An hour or so later as we headed back across the bridge to the “bus terminal” (i.e. a junction where buses pick up and drop off), I found myself shooing my boys like a mother hen while watching a young Andean mother balance her shopping bags as she shepherded two tiny kids along beside her. The younger, a little boy, was refusing to hold his sister’s hand. His little temper dance was a pantomime. As we passed, her eye, raised in frustration, caught mine, and we shared a smile.

Our bus, was just about to pull away when that same mother climbed aboard and ended up sitting right by us. She struggled to keep the little boy amused with an empty plastic bottle but he was having none of it and kept staring at me. I reached into my bag, pulled out a hand-full of dried cherries and pineapple and gingerly offered them.
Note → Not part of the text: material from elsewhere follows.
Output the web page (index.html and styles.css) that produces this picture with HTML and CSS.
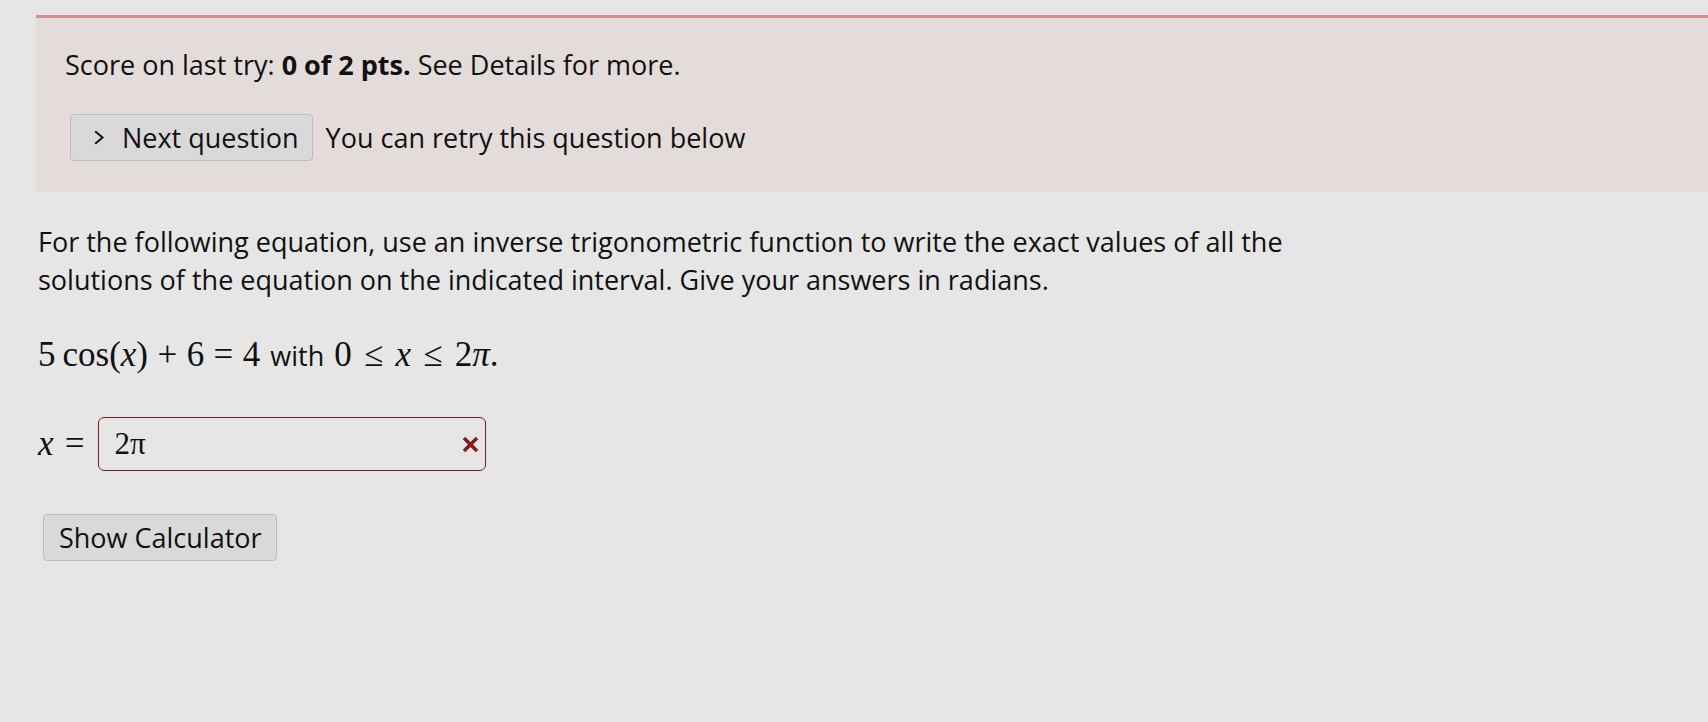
FILE: index.html
```html
<!DOCTYPE html>
<html>
<head>
<meta charset="utf-8">
<title>Question</title>
<link rel="stylesheet" href="styles.css">
</head>
<body>
<div class="page">

<div class="scorebox">
  <p class="score">Score on last try: <strong>0 of 2 pts.</strong> See Details for more.</p>
  <div class="retry">
    <button class="btn next"><svg class="chev" width="10" height="15" viewBox="0 0 10 15"><path d="M1.2 1.2 L8.6 7.5 L1.2 13.8" fill="none" stroke="#111" stroke-width="2"/></svg>Next question</button>
    <span>You can retry this question below</span>
  </div>
</div>

<div class="question">
  <p class="prompt">For the following equation, use an inverse trigonometric function to write the exact values of all the solutions of the equation on the indicated interval. Give your answers in radians.</p>

  <p class="eq"><span class="math">5<span class="fn">cos</span>(<i>x</i>)<span class="op">+</span>6<span class="op">=</span>4</span> <span class="word">with</span> <span class="math">0<span class="op rel">&le;</span><i>x</i><span class="op rel">&le;</span>2<i>&pi;</i>.</span></p>

  <div class="answer">
    <span class="math label"><i>x</i><span class="op">=</span></span>
    <div class="field">
      <span class="val">2&pi;</span>
      <svg class="wrong" width="17" height="17" viewBox="0 0 17 17"><path d="M2 2 L15 15 M15 2 L2 15" stroke="#861c1c" stroke-width="3.6"/></svg>
    </div>
  </div>

  <button class="btn calc">Show Calculator</button>
</div>

</div>
</body>
</html>
```

FILE: styles.css
```css
body {
   margin: 0;
   background-color: #e6e6e6;
   font-family: "Open Sans", sans-serif;
   font-size: 27px;
   color: #111;
}

.page {
   padding: 15px 0 0 36px;
}

.scorebox {
   background-color: #e4dbdb;
   border-top: 3px solid #d98e8e;
   padding: 30px 0 31px 29px;
}

.score {
   margin: 0 0 32px 0;
   line-height: 34px;
}

.retry {
   display: flex;
   align-items: center;
   gap: 13px;
   margin-left: 5px;
}

.btn {
   font-family: "Open Sans", sans-serif;
   font-size: 27px;
   color: #111;
   background-color: #d9d9d9;
   border: 1px solid #bdbdbd;
   border-radius: 4px;
   height: 47px;
   padding: 0 14px 0 15px;
}

.next {
   display: flex;
   align-items: center;
   gap: 18px;
   padding-left: 23px;
   padding-right: 13px;
}

.question {
   padding: 31px 0 0 2px;
}

.prompt {
   margin: 0;
   line-height: 38px;
   max-width: 1300px;
}

.math {
   font-family: "Liberation Serif", serif;
   font-size: 35px;
}

.fn {
   margin-left: 0.2em;
}

.op {
   margin: 0 0.27em;
}

.op.rel {
   margin: 0 0.35em;
}

.word {
   margin: 0 3px;
}

.eq {
   margin: 36px 0 0 0;
   line-height: 40px;
}

.answer {
   display: flex;
   align-items: center;
   margin-top: 41px;
}

.label .op {
   margin-left: 0.32em;
   margin-right: 0.4em;
}

.field {
   width: 388px;
   height: 54px;
   border: 1px solid #7d1f1f;
   border-radius: 6px;
   display: flex;
   align-items: center;
   justify-content: space-between;
   padding: 0 6px 0 15px;
   box-sizing: border-box;
}

.val {
   font-family: "Liberation Serif", serif;
   font-size: 31px;
}

.calc {
   margin: 43px 0 0 5px;
}
```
He smiled shyly at first but once he tasted the treats I’d given him, his independent nature rallied as he pushed out his hand with a mischievous smile. Both his mother and I had to encourage him to share with his sister. In my pidgin Spanish I tried to assure the mom that I was sharing frutas, but I think she was having as much fun watching us play with her kids as we were having doing do and didn’t seem at all worried about what I was actually feeding her child.

Andean Kids

This time we were dropped on the right side of the highway so we didn’t need to risk our lives running across it in the dark. Once in our room, CAM dashed to the bathroom. Apparently we hadn’t been near a toilet which met his usability requirements all day. The result? Murph had to manually unblock the loo. What a finish to a long, busy day.